1. Topic (ungraded). This is a very informal announcement of your topic, which may be any issue that is open to debate. Rather than simply naming your subject, though, I'd like you to try to formulate the main issue question you'll investigate and relevant subsidiary questions you believe you'll be addressing. If you have an initial answer to the question, say what it is. It is fine (perhaps even better) to be undecided. Also write a few sentences telling me how you initially plan to go about answering your questions: what information you think you'll need, where you think you'll find it, and so on. I'm going to give the librarian at Green a copy of your topic, so try to open up with a succinct formulation of your research interests.

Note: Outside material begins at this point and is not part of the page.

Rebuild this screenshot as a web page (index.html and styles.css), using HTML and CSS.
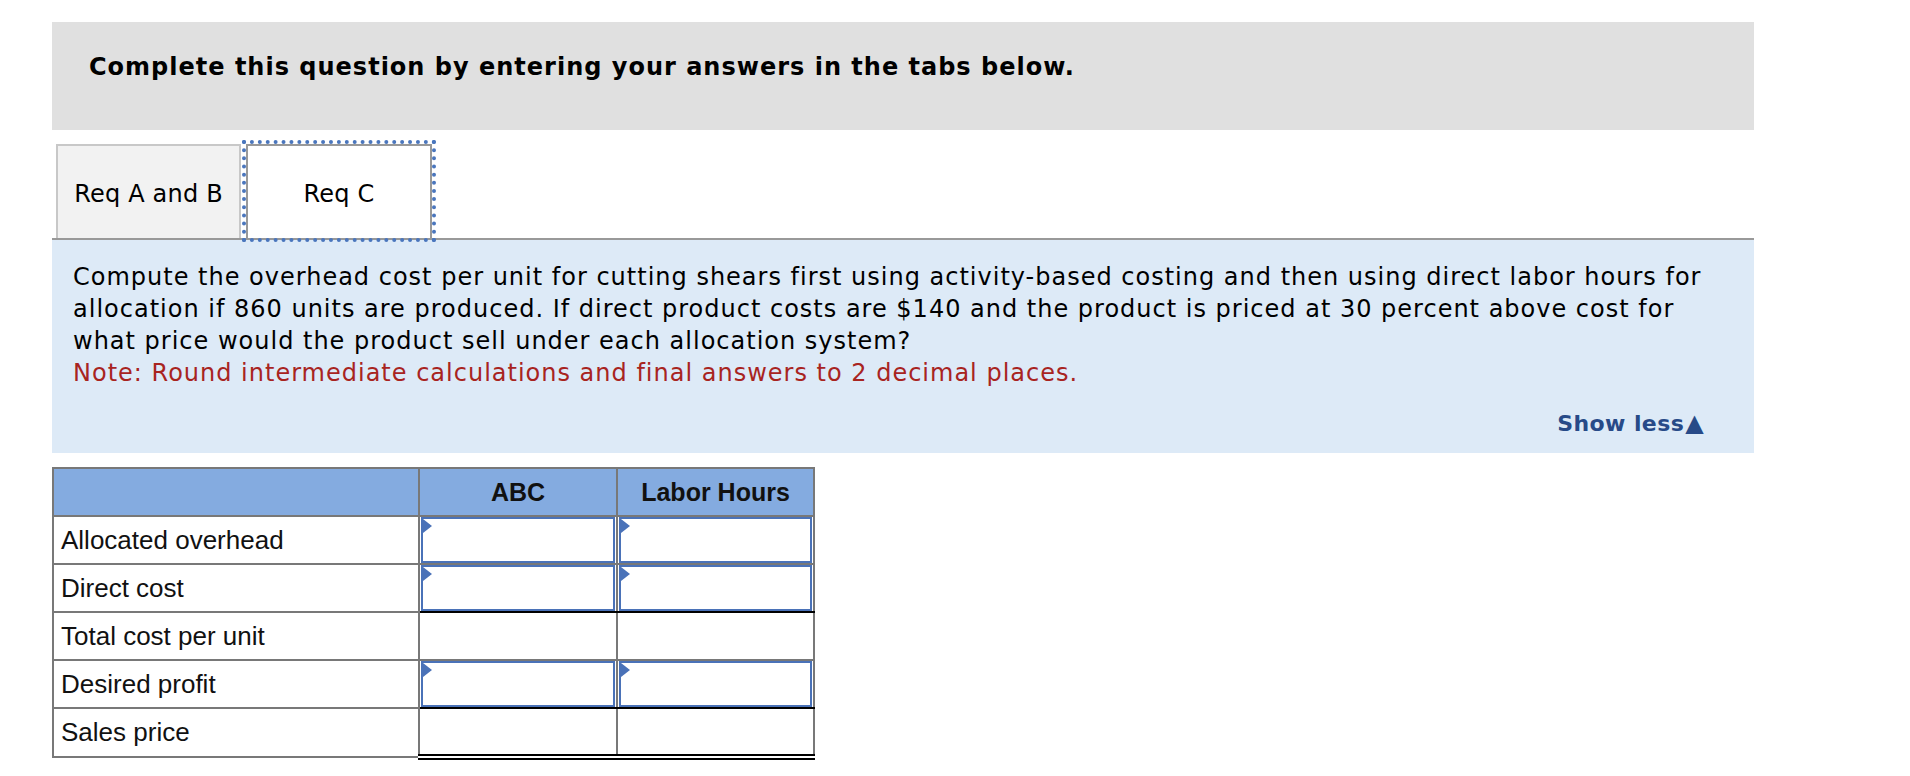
FILE: index.html
```html
<!DOCTYPE html>
<html lang="en">
<head>
<meta charset="utf-8">
<title>Req C</title>
<link rel="stylesheet" href="styles.css">
</head>
<body>
<div class="page">
  <div class="instructions">
    <p class="instructions-text">Complete this question by entering your answers in the tabs below.</p>
  </div>

  <div class="tabs">
    <div class="tab">Req A and B</div>
    <div class="tab tab-active">Req C</div>
  </div>

  <div class="panel">
    <p class="question">Compute the overhead cost per unit for cutting shears first using activity-based costing and then using direct labor hours for allocation if 860 units are produced. If direct product costs are $140 and the product is priced at 30 percent above cost for what price would the product sell under each allocation system?<br><span class="note">Note: Round intermediate calculations and final answers to 2 decimal places.</span></p>
    <div class="show-less">Show less<span class="arrow">▲</span></div>
  </div>

  <table class="grid">
    <colgroup>
      <col class="col-label">
      <col class="col-value">
      <col class="col-value2">
    </colgroup>
    <thead>
      <tr>
        <th></th>
        <th>ABC</th>
        <th>Labor Hours</th>
      </tr>
    </thead>
    <tbody>
      <tr>
        <td class="label">Allocated overhead</td>
        <td class="cell"><div class="input"></div></td>
        <td class="cell"><div class="input"></div></td>
      </tr>
      <tr class="subtotal">
        <td class="label">Direct cost</td>
        <td class="cell"><div class="input"></div></td>
        <td class="cell"><div class="input"></div></td>
      </tr>
      <tr>
        <td class="label">Total cost per unit</td>
        <td class="cell"></td>
        <td class="cell"></td>
      </tr>
      <tr class="subtotal">
        <td class="label">Desired profit</td>
        <td class="cell"><div class="input"></div></td>
        <td class="cell"><div class="input"></div></td>
      </tr>
      <tr class="total">
        <td class="label">Sales price</td>
        <td class="cell"></td>
        <td class="cell"></td>
      </tr>
    </tbody>
  </table>
</div>
</body>
</html>
```

FILE: styles.css
```css
html, body {
  margin: 0;
  padding: 0;
  background: #ffffff;
}

.page {
  width: 1702px;
  padding: 22px 0 0 52px;
  font-family: "DejaVu Sans", Verdana, sans-serif;
  color: #000;
}

/* gray instructions bar */
.instructions {
  background: #e0e0e0;
  height: 108px;
  box-sizing: border-box;
  padding: 30px 0 0 37px;
}

.instructions-text {
  margin: 0;
  font-weight: bold;
  font-size: 24px;
  line-height: 30px;
  letter-spacing: 1px;
}

/* tabs */
.tabs {
  display: flex;
  align-items: flex-end;
  gap: 5px;
  margin-top: 14px;
  padding-left: 4px;
  border-bottom: 2px solid #999999;
}

.tab {
  box-sizing: border-box;
  width: 185px;
  height: 94px;
  display: flex;
  align-items: center;
  justify-content: center;
  font-size: 24px;
  letter-spacing: 0.2px;
  background: #f2f2f2;
  border: 2px solid #c8c8c8;
  border-bottom: 0;
  padding-top: 4px;
}

.tab-active {
  width: 186px;
  background: #ffffff;
  border-color: #999999;
  outline: 4px dotted #4a76bd;
}

/* question panel */
.panel {
  background: #ddeaf7;
  box-sizing: border-box;
  height: 213px;
  padding: 21px 21px 0 21px;
}

.question {
  margin: 0;
  font-size: 24px;
  line-height: 32px;
  letter-spacing: 1px;
}

.note {
  color: #a8241f;
}

.show-less {
  margin-top: 18px;
  padding-right: 29px;
  text-align: right;
  font-size: 22px;
  line-height: 32px;
  font-weight: bold;
  letter-spacing: 0.4px;
  color: #274a88;
}

.arrow {
  font-size: 24px;
  margin-left: 1px;
}

/* answer grid */
.grid {
  margin-top: 14px;
  border-collapse: collapse;
  table-layout: fixed;
  width: 761px;
  font-family: "Liberation Sans", Arial, sans-serif;
  font-size: 26px;
  color: #111;
}

.col-label { width: 366px; }
.col-value { width: 198px; }
.col-value2 { width: 197px; }

.grid th,
.grid td {
  border: 2px solid #787878;
  height: 46px;
  padding: 0;
}

.grid th {
  background: #84abe0;
  font-weight: bold;
  text-align: center;
  font-size: 25px;
}

.grid td.label {
  padding-left: 7px;
}

.grid td.cell {
  position: relative;
}

.subtotal td.cell {
  border-bottom: 2px solid #000000;
}

.total td.cell {
  border-bottom: 6px double #000000;
  height: 45px;
}

.input {
  position: relative;
  box-sizing: border-box;
  height: 46px;
  margin: 0 1px;
  border: 2px solid #4a72b8;
  background: #ffffff;
}

.input::before {
  content: "";
  position: absolute;
  left: 0;
  top: 0;
  width: 0;
  height: 0;
  border-top: 7px solid transparent;
  border-bottom: 7px solid transparent;
  border-left: 9px solid #4a72b8;
}
```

2. Outline with annotated sources (graded). This assignment has three main components:

  • A first draft of your introductory paragraph.
  • An outline forecasting your argument. Try to make this as detailed as possible: the more you tell me about what you intend to do and say, the more helpful I can be in advising you. (And let me know if you have any particular concerns about phases of your argument.)
  • An annotated list of four sources. Begin with a complete bibliographic citation. Then write a summary of the relevant parts of the source. Then say how you plan to use the source in your argument. (Does it present a view you plan to oppose? Does it represent an expert opinion? Is it providing evidence that will support a point you are making? etc.)

3. First draft (ungraded). I'm not calling it a rough draft because it won't do you any good to aim toward roughness. Write the very best version of your essay that you can. Doing so will make it easier for me and your peer evaluator to be helpful to you, because we won't waste time telling you to do what you already know you have to do. If you know there are particular parts of your draft about which you are unsure or with which you are dissatisfied, write a note to us explaining your concerns so that we'll be sure to address them. It is critical that you complete this assignment on time! Bring two copies of this draft, one for me and one for a peer reader.

4. Final draft (graded). This is the finished version of the essay. Revision here may mean revamping and restructuring the whole argument, or it may mean polishing your diction and syntax. It may mean both. It is my expectation that you will not confine yourself to responding to whatever criticisms and suggestions you received from your two readers.